__Exercise aim__. Count every line that holds the string "Tailwind", then give that number alone.

[Front-end source files]
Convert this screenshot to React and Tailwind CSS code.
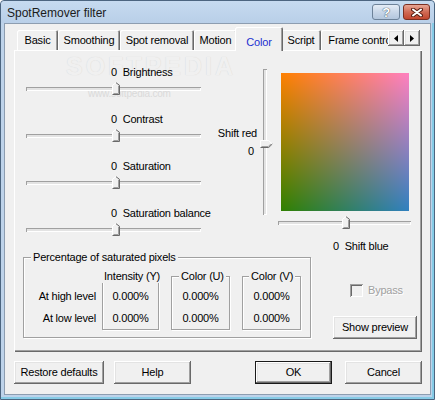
import React from "react";

const tabs = [
  { label: "Basic", w: 41 },
  { label: "Smoothing", w: 62 },
  { label: "Spot removal", w: 74 },
  { label: "Motion", w: 43 },
  { label: "Color", w: 44, active: true },
  { label: "Script", w: 40 },
  { label: "Frame control", w: 80 },
];

const raised =
  "bg-[#f0f0f0] shadow-[inset_-1px_-1px_0_#696969,inset_1px_1px_0_#ffffff,inset_-2px_-2px_0_#a0a0a0,inset_2px_2px_0_#e3e3e3]";

function ThumbUp() {
  return (
    <svg width="8" height="13" viewBox="0 0 8 13">
      <path d="M0 3L4 0L8 3V13H0Z" fill="#f0f0f0" />
      <path d="M0.5 12.5V3.3L4 0.7" stroke="#ffffff" fill="none" />
      <path d="M4 0.7L7.5 3.3V12.5H0.5" stroke="#696969" fill="none" />
      <path d="M6.5 3.8V11.5H1.5" stroke="#a0a0a0" fill="none" />
    </svg>
  );
}

function ThumbRight() {
  return (
    <svg width="13" height="8" viewBox="0 0 13 8">
      <path d="M0 0H9L13 4L9 8H0Z" fill="#f0f0f0" />
      <path d="M0.5 7.5V0.5H8.7L12.3 4" stroke="#ffffff" fill="none" />
      <path d="M12.3 4L8.7 7.5H0.5" stroke="#696969" fill="none" />
      <path d="M1.5 6.5H8.3L10.8 4" stroke="#a0a0a0" fill="none" />
    </svg>
  );
}

// sunken channel of a trackbar
const channel =
  "bg-[#e3e3e3] shadow-[inset_1px_1px_0_#a0a0a0,inset_-1px_-1px_0_#ffffff]";

function SliderGroup({ name, last }) {
  return (
    <div className={last ? "" : "mb-[17px]"}>
      <div className="relative z-10 h-[13px] leading-[13px] pl-[85px] whitespace-nowrap">
        0&nbsp; {name}
      </div>
      <div className="relative mt-[3px] h-[14px]">
        <div className={"absolute left-0 right-0 top-[5px] h-[4px] " + channel} />
        <div className="absolute left-[86px] top-0">
          <ThumbUp />
        </div>
      </div>
    </div>
  );
}

function SubBox({ title, w, titleLeft }) {
  return (
    <div
      className={
        "relative h-[54px] border border-[#a0a0a0] shadow-[inset_1px_1px_0_#ffffff,1px_1px_0_#ffffff] " + w
      }
    >
      <div
        className={
          "absolute -top-[7px] bg-[#f0f0f0] px-[2px] leading-[13px] whitespace-nowrap " + titleLeft
        }
      >
        {title}
      </div>
      <div className="flex flex-col items-center pt-[13px] gap-[9px] leading-[13px]">
        <div>0.000%</div>
        <div>0.000%</div>
      </div>
    </div>
  );
}

function Arrow({ dir }) {
  return (
    <div className={"w-[16px] h-[16px] flex items-center justify-center " + raised}>
      <svg width="4" height="7" viewBox="0 0 4 7">
        {dir === "left" ? <path d="M4 0V7L0 3.5Z" fill="#000" /> : <path d="M0 0V7L4 3.5Z" fill="#000" />}
      </svg>
    </div>
  );
}

export default function App() {
  return (
    <div className="relative w-[435px] h-[400px] flex flex-col bg-[#bed3ea] border border-[#4c6580] rounded-t-[4px] shadow-[inset_-2px_-2px_0_#86cbe6] font-['Liberation_Sans',Arial,sans-serif] text-[11px] tracking-[-0.2px] text-black">
      {/* title bar */}
      <div className="h-[22px] flex pl-[6px] pr-[4px] bg-[linear-gradient(to_bottom,#c6daf0,#b9cfe8)] rounded-t-[4px]">
        <div className="self-center pt-[1px] text-[12px] tracking-normal text-[#1b1b1b]">SpotRemover filter</div>
        <div className="ml-auto flex gap-[3px] pt-[3px]">
          <div className="w-[28px] h-[16px] rounded-[3px] border border-[#6d8299] bg-[linear-gradient(to_bottom,#e4ecf6,#c9d7e8_50%,#b3c6dd)] flex items-center justify-center">
            <span className="font-bold text-[13px] leading-none text-white [text-shadow:0_0_1px_#3b4b5e,0_0_1px_#3b4b5e]">?</span>
          </div>
          <div className="w-[27px] h-[16px] rounded-[3px] border border-[#7a2f22] bg-[linear-gradient(to_bottom,#e8a695,#d06a55_50%,#c2462f)] flex items-center justify-center">
            <svg width="12" height="9" viewBox="0 0 12 9">
              <path d="M2 1.5L10 7.5M10 1.5L2 7.5" stroke="#5a1d12" strokeWidth="4" strokeLinecap="round" />
              <path d="M2 1.5L10 7.5M10 1.5L2 7.5" stroke="#ffffff" strokeWidth="2" strokeLinecap="round" />
            </svg>
          </div>
        </div>
      </div>

      {/* client area */}
      <div className="flex-1 mx-[3px] mb-[4px] bg-[#f0f0f0] border border-[#8d9db0] flex flex-col pl-[9px] pr-[8px]">
        {/* tabs */}
        <div className="mt-[3px] flex relative z-10 -mb-[1px]">
          <div className="ml-[3px] w-[371px] h-[24px] overflow-hidden flex items-end">
            {tabs.map((t) =>
              t.active ? (
                <div
                  key={t.label}
                  className="relative z-10 -mx-[2px] h-[24px] shrink-0 flex justify-center pt-[7px] bg-[#f0f0f0] rounded-t-[2px] shadow-[inset_1px_1px_0_#ffffff,inset_-1px_0_0_#696969,inset_-2px_0_0_#a0a0a0] text-[#1d2fd1]"
                  style={{ width: t.w + 4 }}
                >
                  {t.label}
                </div>
              ) : (
                <div
                  key={t.label}
                  className="mb-[1px] h-[20px] shrink-0 flex items-center justify-center whitespace-nowrap bg-[#f0f0f0] rounded-t-[2px] shadow-[inset_1px_1px_0_#ffffff,inset_-1px_0_0_#696969,inset_-2px_0_0_#a0a0a0]"
                  style={{ width: t.w }}
                >
                  {t.label}
                </div>
              )
            )}
          </div>
          <div className="flex mt-[3px] self-start">
            <Arrow dir="left" />
            <Arrow dir="right" />
          </div>
        </div>

        {/* tab page */}
        <div className="relative h-[302px] flex flex-col bg-[#f0f0f0] shadow-[inset_1px_1px_0_#ffffff,inset_-1px_-1px_0_#696969,inset_-2px_-2px_0_#a0a0a0]">
          {/* faint watermark */}
          <div className="absolute left-[52px] top-[3px] text-[25px] font-bold tracking-[3px] text-[#f0f0f0] [text-shadow:0_0_1px_#d4d4d4] leading-[26px] pointer-events-none">
            SOFTPEDIA
          </div>
          <div className="absolute left-[74px] top-[38px] text-[10px] leading-[11px] text-[#dadada] pointer-events-none">www.softpedia.com</div>

          <div className="relative flex pt-[16px] pl-[12px]">
            <div className="w-[175px] flex flex-col">
              <SliderGroup name="Brightness" />
              <SliderGroup name="Contrast" />
              <SliderGroup name="Saturation" />
              <SliderGroup name="Saturation balance" last />
            </div>

            <div className="ml-[12px] mt-[3px] flex">
              <div className="w-[44px] h-[146px] flex flex-col justify-center items-end gap-[5px] leading-[13px]">
                <div className="whitespace-nowrap">Shift red</div>
                <div className="mr-[3px]">0</div>
              </div>
              <div className="relative w-[14px] h-[146px]">
                <div className={"absolute left-[6px] top-0 bottom-0 w-[4px] " + channel} />
                <div className="absolute left-[3px] top-[71px] flex">
                  <ThumbRight />
                </div>
              </div>
              <div className="ml-[7px] w-[133px] flex flex-col">
                <div className="ml-[3px] mt-[4px] w-[128px] h-[138px] bg-[linear-gradient(to_bottom,#ff0000,#300000),linear-gradient(to_right,#008000,#0080c0)] bg-blend-lighten" />
                <div className="relative mt-[5px] h-[14px]">
                  <div className={"absolute left-0 right-0 top-[5px] h-[4px] " + channel} />
                  <div className="absolute left-[64px] top-0">
                    <ThumbUp />
                  </div>
                </div>
                <div className="mt-[10px] pl-[55px] leading-[13px] whitespace-nowrap">0&nbsp; Shift blue</div>
              </div>
            </div>
          </div>

          <div className="flex mt-[4px] pl-[9px]">
            <div className="relative w-[288px] h-[81px] border border-[#a0a0a0] shadow-[inset_1px_1px_0_#ffffff,1px_1px_0_#ffffff]">
              <div className="absolute -top-[7px] left-[7px] px-[2px] bg-[#f0f0f0] leading-[13px] whitespace-nowrap">
                Percentage of saturated pixels
              </div>
              <div className="flex pt-[18px]">
                <div className="w-[72px] flex flex-col items-end pt-[14px] gap-[9px] leading-[13px] whitespace-nowrap">
                  <div>At high level</div>
                  <div>At low level</div>
                </div>
                <div className="ml-[6px] flex gap-[12px]">
                  <SubBox title="Intensity (Y)" w="w-[57px]" titleLeft="-left-[1px]" />
                  <SubBox title="Color (U)" w="w-[59px]" titleLeft="left-[7px]" />
                  <SubBox title="Color (V)" w="w-[59px]" titleLeft="left-[6px]" />
                </div>
              </div>
            </div>

            <div className="ml-auto mr-[5px] w-[84px] flex flex-col">
              <div className="mt-[27px] pl-[17px] flex items-center gap-[5px]">
                <div className="w-[13px] h-[13px] bg-[#f0f0f0] shadow-[inset_1px_1px_0_#a0a0a0,inset_-1px_-1px_0_#ffffff,inset_2px_2px_0_#696969]" />
                <span className="text-[#a0a0a0] [text-shadow:1px_1px_0_#ffffff] leading-[13px]">Bypass</span>
              </div>
              <div className={"mt-[19px] h-[23px] flex items-center justify-center " + raised}>Show preview</div>
            </div>
          </div>
        </div>

        {/* dialog buttons */}
        <div className="mt-[9px] flex">
          <div className={"w-[90px] h-[23px] flex items-center justify-center " + raised}>Restore defaults</div>
          <div className={"ml-[10px] w-[77px] h-[23px] flex items-center justify-center " + raised}>Help</div>
          <div className={"ml-auto w-[77px] h-[23px] flex items-center justify-center border border-[#1a1a1a] " + raised}>OK</div>
          <div className={"ml-[13px] w-[77px] h-[23px] flex items-center justify-center " + raised}>Cancel</div>
        </div>
      </div>
    </div>
  );
}
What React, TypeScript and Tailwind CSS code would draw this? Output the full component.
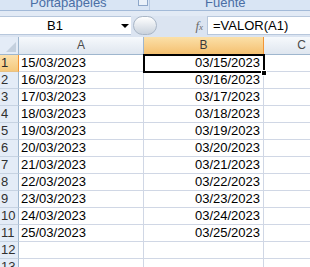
const rows = Array.from({ length: 11 }, (_, i) => {
  const d = String(15 + i);
  return { n: i + 1, a: `${d}/03/2023`, b: `03/${d}/2023` };
});

function RowHeader({ n, active }: { n?: number; active?: boolean }) {
  return (
    <div
      className={`w-[19px] shrink-0 h-full border-r border-b pl-[1px] text-[13px] leading-[16px] ${
        active
          ? "bg-gradient-to-b from-[#fbe1ad] to-[#f5c97c] border-r-[#f29536] border-b-[#e9c183] text-[#2a2a2a]"
          : "bg-[#e4ecf7] border-r-[#9eb6ce] border-b-[#c7d3e2] text-[#303030]"
      }`}
    >
      {n}
    </div>
  );
}

function ColHeader({ label, w, active }: { label: string; w: string; active?: boolean }) {
  return (
    <div
      className={`${w} shrink-0 h-full border-r border-b text-center text-[12px] leading-[17px] ${
        active
          ? "bg-gradient-to-b from-[#fbe0a8] to-[#f4c070] border-r-[#f29536] border-b-[#f29536] text-[#3a3a3a]"
          : "bg-gradient-to-b from-[#f6f9fc] to-[#dfe6ef] border-r-[#9eb6ce] border-b-[#9eb6ce] text-[#4a4a4a]"
      }`}
    >
      {label}
    </div>
  );
}

export default function App() {
  return (
    <div className="w-[310px] h-[267px] overflow-hidden bg-white font-['Liberation_Sans',Arial,sans-serif]">
      {/* ribbon group labels */}
      <div className="h-[11px] flex bg-[#d9e5f4] border-b border-[#a3bad8] overflow-hidden text-[13px] text-[#4a6ea5]">
        <div className="w-[150px] shrink-0 flex border-r border-[#b9cce4] relative">
          <span className="mt-[-4px] ml-[30px] leading-[13px]">Portapapeles</span>
          <span className="absolute left-[138px] top-[-3px] w-[10px] h-[9px] border border-[#8ea7c9] bg-[#eaf1f9]" />
        </div>
        <span className="mt-[-4px] ml-[55px] leading-[13px]">Fuente</span>
      </div>
      <div className="h-[5px] bg-[#e2eaf5]" />

      {/* formula bar */}
      <div className="h-[19px] flex bg-[#dbe4f1]">
        <div className="w-[131px] shrink-0 flex items-center bg-white border-y border-[#b7c7dc]">
          <span className="w-[110px] text-center text-[13px] leading-none text-black">B1</span>
          <span className="ml-[11px] w-0 h-0 border-x-[4px] border-x-transparent border-t-[4px] border-t-black" />
        </div>
        <div className="w-[24px] h-[19px] ml-[2px] rounded-full border border-[#a9b6c6] bg-gradient-to-b from-white to-[#c9d2dd]" />
        <div className="flex-1 flex items-center justify-end pr-[4px]">
          <span className="font-['Liberation_Serif',serif] italic text-[13px] text-[#6a6a6a] leading-none">
            f<span className="text-[9px]">x</span>
          </span>
        </div>
        <div className="w-[103px] shrink-0 flex items-center bg-white border-y border-l border-[#b7c7dc] pl-[5px] text-[13px] leading-none text-black">
          =VALOR(A1)
        </div>
      </div>
      <div className="h-[2px] bg-[#dbe4f1]" />

      {/* column headers */}
      <div className="h-[18px] flex">
        <div className="w-[19px] shrink-0 h-full bg-[#e4ecf7] border-r border-b border-[#9eb6ce] relative">
          <span className="absolute right-[2px] bottom-[2px] w-0 h-0 border-l-[10px] border-l-transparent border-b-[10px] border-b-[#c4d0de]" />
        </div>
        <ColHeader label="A" w="w-[125px]" />
        <ColHeader label="B" w="w-[120px]" active />
        <ColHeader label="C" w="w-[76px]" />
      </div>

      {/* grid */}
      <div className="relative text-[13px] text-black">
        {rows.map((r) => (
          <div key={r.n} className="h-[17px] flex">
            <RowHeader n={r.n} active={r.n === 1} />
            <div className="w-[125px] shrink-0 border-r border-b border-[#d0d7e5] pl-[2px] leading-[16px]">{r.a}</div>
            <div className="w-[120px] shrink-0 border-r border-b border-[#d0d7e5] pr-[3px] text-right leading-[16px]">{r.b}</div>
            <div className="w-[76px] shrink-0 border-r border-b border-[#d0d7e5]" />
          </div>
        ))}
        {[12, 13].map((n) => (
          <div key={n} className="h-[17px] flex">
            <RowHeader n={n} />
            <div className="w-[125px] shrink-0 border-r border-b border-[#d0d7e5]" />
            <div className="w-[120px] shrink-0 border-r border-b border-[#d0d7e5]" />
            <div className="w-[76px] shrink-0 border-r border-b border-[#d0d7e5]" />
          </div>
        ))}
        {/* active cell */}
        <div className="absolute left-[143px] top-[-1px] w-[122px] h-[19px] border-2 border-black" />
        <div className="absolute left-[261px] top-[15px] w-[6px] h-[6px] bg-black border border-white" />
      </div>
    </div>
  );
}
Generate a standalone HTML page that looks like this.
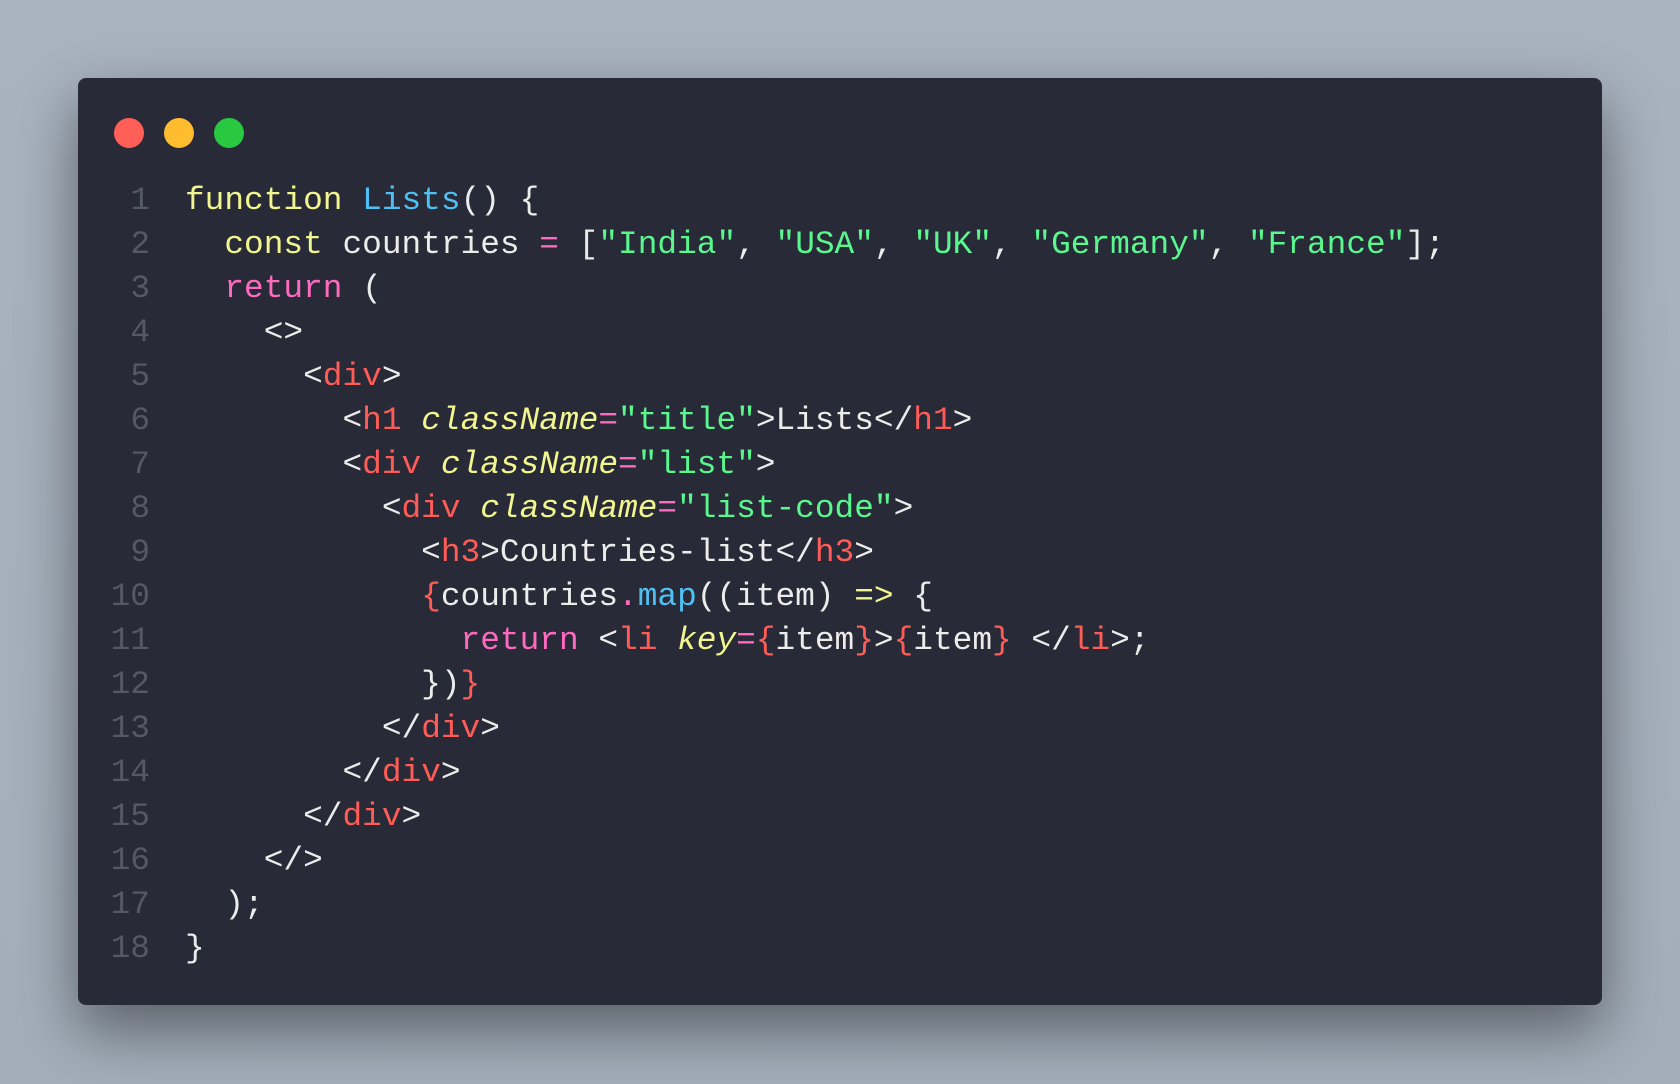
<!DOCTYPE html>
<html><head><meta charset="utf-8"><style>
html,body{margin:0;padding:0}
body{width:1680px;height:1084px;background:linear-gradient(180deg,#a9b3bf,#a3aeba);position:relative;overflow:hidden}
.win{position:absolute;left:78px;top:78px;width:1524px;height:927px;background:#282a37;border-radius:8px;box-shadow:0 25px 60px rgba(0,0,0,.45)}
.dot{position:absolute;top:118px;width:30px;height:30px;border-radius:50%}
pre{position:absolute;left:0;top:179px;margin:0;font-family:"Liberation Mono",monospace;font-size:32.8px;line-height:44px;color:#ececea}
.n{display:inline-block;width:150px;text-align:right;padding-right:35px;color:#555965}
.k{color:#f1f68e}.f{color:#4fc0f4}.p{color:#ff6ac1}.s{color:#5af78e}.t{color:#ff5c57}.a{color:#f1f68e;font-style:italic}
</style></head><body>
<div class="win"></div>
<div class="dot" style="left:114px;background:#ff5f57"></div>
<div class="dot" style="left:164px;background:#febc2e"></div>
<div class="dot" style="left:214px;background:#28c840"></div>
<pre><span class="n">1</span><span class="k">function</span> <span class="f">Lists</span>() {
<span class="n">2</span>  <span class="k">const</span> countries <span class="p">=</span> [<span class="s">"India"</span>, <span class="s">"USA"</span>, <span class="s">"UK"</span>, <span class="s">"Germany"</span>, <span class="s">"France"</span>];
<span class="n">3</span>  <span class="p">return</span> (
<span class="n">4</span>    &lt;&gt;
<span class="n">5</span>      &lt;<span class="t">div</span>&gt;
<span class="n">6</span>        &lt;<span class="t">h1</span> <span class="a">className</span><span class="p">=</span><span class="s">"title"</span>&gt;Lists&lt;/<span class="t">h1</span>&gt;
<span class="n">7</span>        &lt;<span class="t">div</span> <span class="a">className</span><span class="p">=</span><span class="s">"list"</span>&gt;
<span class="n">8</span>          &lt;<span class="t">div</span> <span class="a">className</span><span class="p">=</span><span class="s">"list-code"</span>&gt;
<span class="n">9</span>            &lt;<span class="t">h3</span>&gt;Countries-list&lt;/<span class="t">h3</span>&gt;
<span class="n">10</span>            <span class="t">{</span>countries<span class="p">.</span><span class="f">map</span>((item) <span class="k">=&gt;</span> {
<span class="n">11</span>              <span class="p">return</span> &lt;<span class="t">li</span> <span class="a">key</span><span class="p">=</span><span class="t">{</span>item<span class="t">}</span>&gt;<span class="t">{</span>item<span class="t">}</span> &lt;/<span class="t">li</span>&gt;;
<span class="n">12</span>            })<span class="t">}</span>
<span class="n">13</span>          &lt;/<span class="t">div</span>&gt;
<span class="n">14</span>        &lt;/<span class="t">div</span>&gt;
<span class="n">15</span>      &lt;/<span class="t">div</span>&gt;
<span class="n">16</span>    &lt;/&gt;
<span class="n">17</span>  );
<span class="n">18</span>}</pre>
</body></html>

__Solution to the problem__. 2